Un manifestant à Nantes, le 16 janvier, prend pour cible le gestionnaire d'actifs BlackRock, accusé de faire valoir auprès de l'exécutif le régime de retraite par capitalisation, sur le modèle des fonds de pension américains.
Photo : AFP/VNA/CVN

"Nous, on est particulièrement concernés par la question de la pénibilité avec le travail de nuit ou le fait qu'on respire des produits qui ne sont pas très bons", a expliqué Jérémy Colin, 42 ans, opérateur à la raffinerie de Donges, qui défilait à Saint-Nazaire, où des militants CGT côtoyaient des "gilets jaunes". Quatre raffineries sur sept "connaissent des difficultés temporaires dans leurs expéditions", de même que deux dépôts de carburant "sur environ 200", selon le ministère de la Transition écologique et solidaire.

Les accès aux terminaux du port de Nantes-Saint-Nazaire, le premier de la façade Atlantique, étaient toujours bloqués jeudi à l'appel de la fédération CGT ports et docks. Côté transports, à Paris vendredi, deux métros sur trois circuleront aux heures de pointe en moyenne, avec seulement trois lignes sur seize qui fonctionneront normalement.

À la SNCF, la circulation va encore s'améliorer. Le trafic TGV sera "quasi normal" et 8 TER sur 10 sont prévus. L'entreprise ferroviaire est, selon son PDG Jean-Pierre Farandou, "pas très loin du milliard" d'euros de pertes depuis le début de la grève illimitée. Un plan d'économies est prévu pour février. Tombant en pleine saison des achats de Noël, la grève a occasionné un manque à gagner de 70 millions d'euros chez Fnac-Darty et coûté au groupe Casino environ 2% de son chiffre d'affaires du 4e trimestre, selon ces deux sociétés.

Si la mobilisation baisse, elle reste soutenue majoritairement par l'opinion publique, selon plusieurs sondages. Et l'intersyndicale a déjà appelé à de nouvelles actions et manifestations la semaine prochaine, avec une 7e journée d'actions nationale en point d'orgue, vendredi 24 janvier, à l'occasion de l'examen du projet de loi retraites en conseil des ministres. Le futur système universel de retraite "suscite beaucoup d'interrogations", a reconnu jeudi soir 16 janvier sur BFMTV Laurent Berger, le leader de la CFDT.
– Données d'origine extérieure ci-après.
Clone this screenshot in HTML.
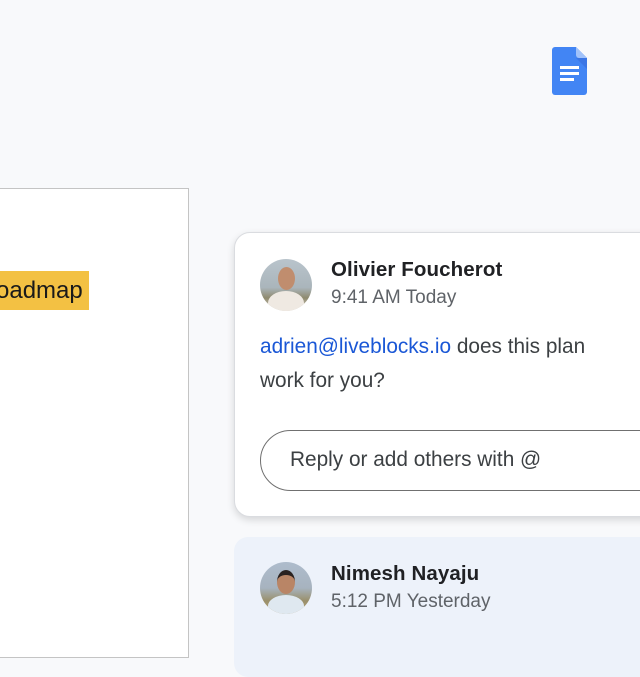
<!DOCTYPE html>
<html><head><style>
*{margin:0;padding:0;box-sizing:border-box}
body{width:640px;height:640px;overflow:hidden;background:#f8f9fb;position:relative;font-family:"Liberation Sans",Arial,sans-serif}
.doc{position:absolute;left:-2px;top:188px;width:191px;height:470px;background:#fff;border:1px solid #c4c4c4}
.hl{position:absolute;left:0;top:271px;width:89px;height:39px;background:#f3c143;font-size:24px;color:#1a1a1a;line-height:39px;white-space:nowrap;overflow:hidden;text-indent:-12px}
.card{position:absolute;left:234px;top:232px;width:440px;height:285px;background:#fff;border-radius:16px;border:1px solid #dadce0;box-shadow:0 3px 8px rgba(0,0,0,.14)}
.card2{position:absolute;left:234px;top:537px;width:440px;height:140px;background:#edf2fa;border-radius:14px}
.av{position:absolute;width:52px;height:52px;border-radius:50%;overflow:hidden}
.name{position:absolute;left:331px;font-size:20.5px;color:#202124;font-weight:bold;letter-spacing:0.1px}
.time{position:absolute;left:331px;font-size:19px;color:#5f6368}
.body{position:absolute;left:260px;top:330px;font-size:20.8px;color:#3c4043;line-height:34px}
.body a{color:#1a57d6;text-decoration:none}
.reply{position:absolute;left:260px;top:430px;width:420px;height:61px;border:1.5px solid #707070;border-radius:31px;font-size:20.8px;color:#3c4043;line-height:58px;padding-left:29px}
</style></head><body>
<svg style="position:absolute;left:552px;top:47px" width="35" height="48" viewBox="0 0 35 48">
<path d="M3 0H24L35 11V45a3 3 0 0 1-3 3H3a3 3 0 0 1-3-3V3a3 3 0 0 1 3-3z" fill="#4285f4"/>
<path d="M24 0L35 11H27a3 3 0 0 1-3-3z" fill="#a1c2fa"/>
<path d="M24 11L35 22V11z" fill="#3367d6" opacity=".5"/>
<rect x="8" y="19" width="19" height="3" fill="#fff"/>
<rect x="8" y="25" width="19" height="3" fill="#fff"/>
<rect x="8" y="31" width="14" height="3" fill="#fff"/>
</svg>
<div class="doc"></div>
<div class="hl">roadmap</div>
<div class="card"></div>
<div class="card2"></div>
<div class="av" style="left:260px;top:259px;background:linear-gradient(#b9c4cc 0%,#aab5bb 55%,#8f8a6e 75%,#d8d3cc 100%)">
<div style="position:absolute;left:18px;top:8px;width:17px;height:23px;border-radius:50%;background:#c08d6e"></div>
<div style="position:absolute;left:8px;top:32px;width:36px;height:24px;border-radius:50% 50% 0 0;background:#efe9e2"></div></div>
<div class="name" style="top:258px">Olivier Foucherot</div>
<div class="time" style="top:287px">9:41 AM Today</div>
<div class="body"><a>adrien@liveblocks.io</a> does this plan<br>work for you?</div>
<div class="reply">Reply or add others with @</div>
<div class="av" style="left:260px;top:562px;background:linear-gradient(#aebccc 0%,#a7b3bf 50%,#9a8f6a 75%,#b8a880 100%)">
<div style="position:absolute;left:17px;top:8px;width:18px;height:24px;border-radius:50%;background:#b98566;border-top:5px solid #2a2220"></div>
<div style="position:absolute;left:8px;top:33px;width:36px;height:22px;border-radius:50% 50% 0 0;background:#dfe8f0"></div></div>
<div class="name" style="top:562px">Nimesh Nayaju</div>
<div class="time" style="top:591px">5:12 PM Yesterday</div>
</body></html>
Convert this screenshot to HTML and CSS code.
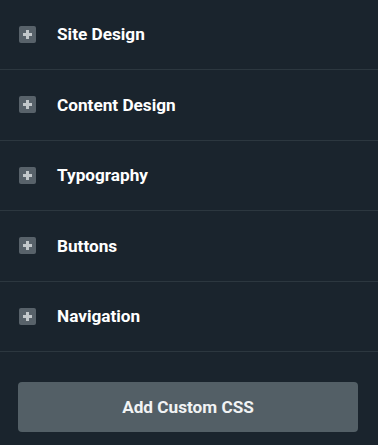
FILE: index.html
```html
<!DOCTYPE html>
<html>
<head>
<meta charset="utf-8">
<link rel="stylesheet" href="styles.css">
</head>
<body>
<div class="panel">
  <div class="row"><span class="ic"></span><span class="label">Site Design</span></div>
  <div class="row"><span class="ic"></span><span class="label">Content Design</span></div>
  <div class="row"><span class="ic"></span><span class="label">Typography</span></div>
  <div class="row"><span class="ic"></span><span class="label">Buttons</span></div>
  <div class="row"><span class="ic"></span><span class="label">Navigation</span></div>
  <div class="footer"><button class="btn">Add Custom CSS</button></div>
</div>
</body>
</html>
```
FILE: styles.css
```css
html, body {
  margin: 0;
  padding: 0;
  background: #1a242d;
  height: 100%;
  overflow: hidden;
}
.panel {
  font-family: Roboto, "Liberation Sans", sans-serif;
  margin-top: -0.5px;
}
.row {
  display: flex;
  align-items: center;
  gap: 21px;
  height: 69.5px;
  padding-left: 19px;
  border-bottom: 1px solid #2c373f;
}
.ic {
  width: 17px;
  height: 17px;
  border-radius: 2px;
  background: #58626a;
  position: relative;
  flex: none;
}
.ic::before, .ic::after {
  content: "";
  position: absolute;
  background: #c3c8cb;
}
.ic::before {
  left: 4px; right: 4px; top: 7px; height: 3px;
}
.ic::after {
  top: 4px; bottom: 4px; left: 7px; width: 3px;
}
.label {
  color: #ffffff;
  font-size: 17.2px;
  font-weight: 700;
}
.footer {
  padding: 30px 20px 0 18px;
}
.btn {
  display: block;
  width: 340px;
  height: 50px;
  border: 0;
  border-radius: 4px;
  background: #535f66;
  color: #f1f3f4;
  font-family: Roboto, "Liberation Sans", sans-serif;
  font-size: 17.2px;
  font-weight: 700;
  padding: 0;
}
```
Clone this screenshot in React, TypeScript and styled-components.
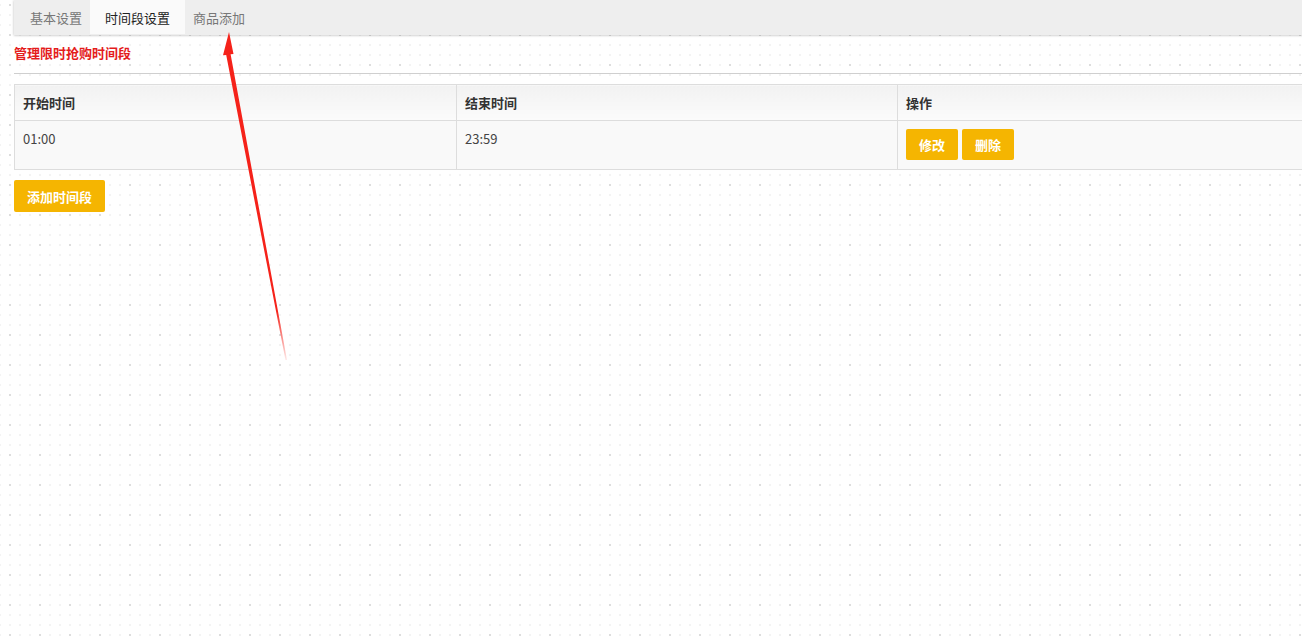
import styled, {createGlobalStyle} from 'styled-components'

interface TimeSlot {
    start: string
    end: string
}

const slots: TimeSlot[] = [{start: '01:00', end: '23:59'}]

const tabs = ['基本设置', '时间段设置', '商品添加']

const GlobalStyle = createGlobalStyle`
    html, body {
        margin: 0;
        padding: 0;
    }
    body {
        font-family: "Noto Sans CJK SC", "Liberation Sans", sans-serif;
        font-size: 13px;
        color: #333;
        background-color: #fff;
        background-image:
            radial-gradient(circle at 1px 1px, #dcdcdc 0.7px, transparent 1.1px),
            radial-gradient(circle at 1px 1px, #efefef 0.6px, transparent 1px);
        background-size: 30px 30px, 10px 10px;
        background-position: 9px 4px, 9px 4px;
        min-height: 643px;
        overflow: hidden;
    }
`

// time slot admin page
const App = () => {
    return (
        <>
            <GlobalStyle />
            <Page>
                <TabBar>
                    {tabs.map((t, i) => (
                        <Tab key={t} $active={i === 1}>
                            {t}
                        </Tab>
                    ))}
                </TabBar>
                <Title>管理限时抢购时间段</Title>
                <Divider />
                <Table>
                    <colgroup>
                        <col style={{width: 442}} />
                        <col style={{width: 441}} />
                        <col style={{width: 443}} />
                    </colgroup>
                    <thead>
                        <tr>
                            <Th>开始时间</Th>
                            <Th>结束时间</Th>
                            <Th>操作</Th>
                        </tr>
                    </thead>
                    <tbody>
                        {slots.map((s) => (
                            <tr key={s.start}>
                                <Td>{s.start}</Td>
                                <Td>{s.end}</Td>
                                <Td>
                                    <Actions>
                                        <YellowButton>修改</YellowButton>
                                        <YellowButton>删除</YellowButton>
                                    </Actions>
                                </Td>
                            </tr>
                        ))}
                    </tbody>
                </Table>
                <AddButton>添加时间段</AddButton>
                <Arrow width="80" height="340" viewBox="0 0 80 340">
                    <defs>
                        <linearGradient id="fade" x1="0" y1="0" x2="0" y2="1">
                            <stop offset="0" stopColor="#f5221a" />
                            <stop offset="0.85" stopColor="#f5221a" />
                            <stop offset="1" stopColor="#f5221a" stopOpacity="0.1" />
                        </linearGradient>
                    </defs>
                    <polygon points="15,8 19.5,30 16.6,30.3 73,336 71.5,336 12.2,30.9 9,31.2" fill="url(#fade)" />
                </Arrow>
            </Page>
        </>
    )
}

export default App

const Page = styled.div`
    position: relative;
    padding: 0 0 0 14px;
    width: 1326px;
`

const TabBar = styled.div`
    display: flex;
    height: 35px;
    padding-left: 8px;
    background: #eeeeee;
    box-shadow: 0 1px 2px rgba(0, 0, 0, 0.15), -1px 0 2px rgba(0, 0, 0, 0.08);
`

const Tab = styled.div<{$active?: boolean}>`
    display: flex;
    align-items: center;
    padding: ${(p) => (p.$active ? '0 15px' : '0 8px')};
    height: 34px;
    font-size: 13px;
    color: ${(p) => (p.$active ? '#222' : '#777')};
    background: ${(p) => (p.$active ? '#fafafa' : 'transparent')};
`

const Title = styled.div`
    margin-top: 9px;
    height: 18px;
    line-height: 18px;
    font-size: 13px;
    font-weight: bold;
    color: #e41c1c;
`

const Divider = styled.div`
    margin-top: 11px;
    height: 0;
    border-top: 1px solid #cfcfcf;
    width: 1288px;
`

const Table = styled.table`
    margin-top: 10px;
    border-collapse: collapse;
    table-layout: fixed;
    width: 1326px;
    background: #f9f9f9;
`

const Th = styled.th`
    height: 35px;
    padding: 0 8px;
    text-align: left;
    font-weight: bold;
    font-size: 13px;
    color: #333;
    border: 1px solid #dddddd;
    background: linear-gradient(to bottom, #f2f2f2, #fbfbfb);
`

const Td = styled.td`
    height: 49px;
    padding: 0 8px;
    vertical-align: top;
    padding-top: 8px;
    box-sizing: border-box;
    font-size: 13px;
    color: #444;
    border: 1px solid #dddddd;
`

const Actions = styled.div`
    display: flex;
    gap: 4px;
`

const YellowButton = styled.button`
    width: 52px;
    height: 31px;
    border: none;
    border-radius: 2px;
    background: #f5b501;
    color: #fff;
    font-family: inherit;
    font-size: 13px;
    font-weight: bold;
    padding: 0;
    cursor: pointer;
`

const AddButton = styled(YellowButton)`
    display: block;
    margin-top: 10px;
    width: 91px;
    height: 32px;
`

const Arrow = styled.svg`
    position: absolute;
    left: 214px;
    top: 24px;
    pointer-events: none;
`
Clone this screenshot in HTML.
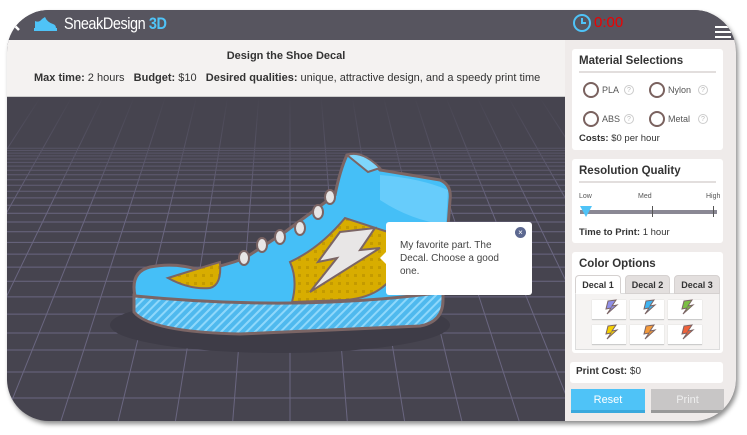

"Il faut sortir des ambiguïtés, des imprécisions", dire "plus exactement" ce qu'est ce système, davantage "expliquer les transitions" et préciser "comment se finance cette réforme", a-t-il ajouté, en regrettant que sa confédération et lui-même fassent l'objet d'attaques avec des "locaux dégradés" et des "propos dégradants".